Platform - peatland, Derryoghil, Co. Longford
Co. Longford |
Ritual/Ceremonial
In a bog at Derryoghil in County Longford, a thin layer of ancient timber sits preserved in the peat, barely wider than a doorway and not much thicker than a large hardback book.
What emerged from the ground here was not a building, not a road, not a boat, but something more ambiguous: the likely remains of a wooden platform, its original purpose still a matter of inference rather than certainty.
The structure consisted of small longitudinal pieces of brushwood, ranging from roughly a centimetre to four centimetres in diameter, laid alongside some slightly heavier roundwood pieces of six to nine centimetres across.

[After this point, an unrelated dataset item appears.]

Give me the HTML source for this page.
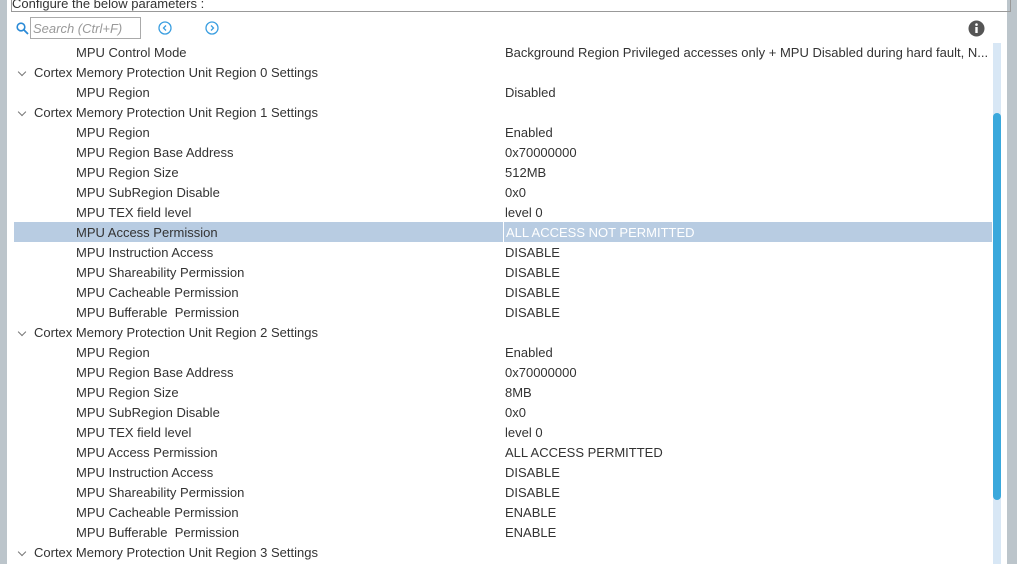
<!DOCTYPE html>
<html><head><style>
body{margin:0;width:1017px;height:564px;overflow:hidden;background:#fff;font-family:"Liberation Sans",sans-serif;font-size:13px;color:#333;position:relative}
.a{position:absolute}
.r{position:absolute;left:14px;width:978px;height:20px;line-height:22px;white-space:nowrap}
.r .n{position:absolute;left:62px}
.r .v{position:absolute;left:491px}
.r.g .n{left:20px}
.chev{position:absolute;left:5px;top:7px;width:5px;height:5px;border-right:1px solid #777;border-bottom:1px solid #777;transform:rotate(45deg)}
.sel{background:#b8cce2}
.sel .v{border-left:1px solid #fff;left:489px;padding-left:2px;color:#fff}
</style></head><body>
<div class="a" style="left:0;top:0;width:7px;height:564px;background:#bcc5cb"></div>
<div class="a" style="left:1007px;top:0;width:10px;height:564px;background:#bcc5cb"></div>
<div class="a" style="left:11px;top:-2px;width:998px;height:13px;border:1px solid #999;border-top:none;font-size:13px;line-height:11px;overflow:hidden;color:#333">Configure the below parameters :</div>
<svg class="a" style="left:16px;top:22px" width="13" height="13"><circle cx="5" cy="5" r="3.8" fill="none" stroke="#2a8ad6" stroke-width="1.6"/><line x1="8" y1="8" x2="12" y2="12" stroke="#2a8ad6" stroke-width="1.8"/></svg>
<div class="a" style="left:30px;top:17px;color:#999;font-style:italic;line-height:22px;padding-left:2px;box-sizing:border-box;width:111px;height:22px;border:1px solid #aaa">Search (Ctrl+F)</div>
<svg class="a" style="left:158px;top:21px" width="14" height="14"><circle cx="7" cy="7" r="6" fill="none" stroke="#3a9ee0" stroke-width="1.3"/><path d="M8 4.5L5.5 7L8 9.5" fill="none" stroke="#3a9ee0" stroke-width="1.3"/></svg>
<svg class="a" style="left:205px;top:21px" width="14" height="14"><circle cx="7" cy="7" r="6" fill="none" stroke="#3a9ee0" stroke-width="1.3"/><path d="M6 4.5L8.5 7L6 9.5" fill="none" stroke="#3a9ee0" stroke-width="1.3"/></svg>
<svg class="a" style="left:968px;top:20px" width="17" height="17"><circle cx="8.5" cy="8.5" r="8" fill="#555"/><rect x="7.3" y="7" width="2.4" height="6" fill="#fff"/><circle cx="8.5" cy="4.6" r="1.3" fill="#fff"/></svg>
<div class="a" style="left:993px;top:43px;width:8px;height:521px;background:#d8e7f5"></div>
<div class="a" style="left:993px;top:113px;width:8px;height:387px;background:#3aa8dc;border-radius:4px"></div>

<div class="r" style="top:42px"><span class="n">MPU Control Mode</span><span class="v">Background Region Privileged accesses only + MPU Disabled during hard fault, N...</span></div>
<div class="r g" style="top:62px"><i class="chev"></i><span class="n">Cortex Memory Protection Unit Region 0 Settings</span></div>
<div class="r" style="top:82px"><span class="n">MPU Region</span><span class="v">Disabled</span></div>
<div class="r g" style="top:102px"><i class="chev"></i><span class="n">Cortex Memory Protection Unit Region 1 Settings</span></div>
<div class="r" style="top:122px"><span class="n">MPU Region</span><span class="v">Enabled</span></div>
<div class="r" style="top:142px"><span class="n">MPU Region Base Address</span><span class="v">0x70000000</span></div>
<div class="r" style="top:162px"><span class="n">MPU Region Size</span><span class="v">512MB</span></div>
<div class="r" style="top:182px"><span class="n">MPU SubRegion Disable</span><span class="v">0x0</span></div>
<div class="r" style="top:202px"><span class="n">MPU TEX field level</span><span class="v">level 0</span></div>
<div class="r sel" style="top:222px"><span class="n">MPU Access Permission</span><span class="v">ALL ACCESS NOT PERMITTED</span></div>
<div class="r" style="top:242px"><span class="n">MPU Instruction Access</span><span class="v">DISABLE</span></div>
<div class="r" style="top:262px"><span class="n">MPU Shareability Permission</span><span class="v">DISABLE</span></div>
<div class="r" style="top:282px"><span class="n">MPU Cacheable Permission</span><span class="v">DISABLE</span></div>
<div class="r" style="top:302px"><span class="n">MPU Bufferable &nbsp;Permission</span><span class="v">DISABLE</span></div>
<div class="r g" style="top:322px"><i class="chev"></i><span class="n">Cortex Memory Protection Unit Region 2 Settings</span></div>
<div class="r" style="top:342px"><span class="n">MPU Region</span><span class="v">Enabled</span></div>
<div class="r" style="top:362px"><span class="n">MPU Region Base Address</span><span class="v">0x70000000</span></div>
<div class="r" style="top:382px"><span class="n">MPU Region Size</span><span class="v">8MB</span></div>
<div class="r" style="top:402px"><span class="n">MPU SubRegion Disable</span><span class="v">0x0</span></div>
<div class="r" style="top:422px"><span class="n">MPU TEX field level</span><span class="v">level 0</span></div>
<div class="r" style="top:442px"><span class="n">MPU Access Permission</span><span class="v">ALL ACCESS PERMITTED</span></div>
<div class="r" style="top:462px"><span class="n">MPU Instruction Access</span><span class="v">DISABLE</span></div>
<div class="r" style="top:482px"><span class="n">MPU Shareability Permission</span><span class="v">DISABLE</span></div>
<div class="r" style="top:502px"><span class="n">MPU Cacheable Permission</span><span class="v">ENABLE</span></div>
<div class="r" style="top:522px"><span class="n">MPU Bufferable &nbsp;Permission</span><span class="v">ENABLE</span></div>
<div class="r g" style="top:542px"><i class="chev"></i><span class="n">Cortex Memory Protection Unit Region 3 Settings</span></div>
</body></html>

The alignment ran broadly east-northeast to west-southwest. The exposed section measured 1.2 metres in width and only 0.16 metres in thickness, and crucially, none of the timber showed any signs of woodworking, no cuts, no shaping, no joinery. Peatland platforms of this kind, where layers of wood were laid across wet or unstable ground, were a common enough solution in early Irish landscapes where bog and marsh made movement and activity difficult. They could serve as working surfaces, as foundations for structures, or as access points at the edge of water. Without worked timber to offer clues about technique or date, this one remains quietly open-ended, a fragment that raises more questions than it settles.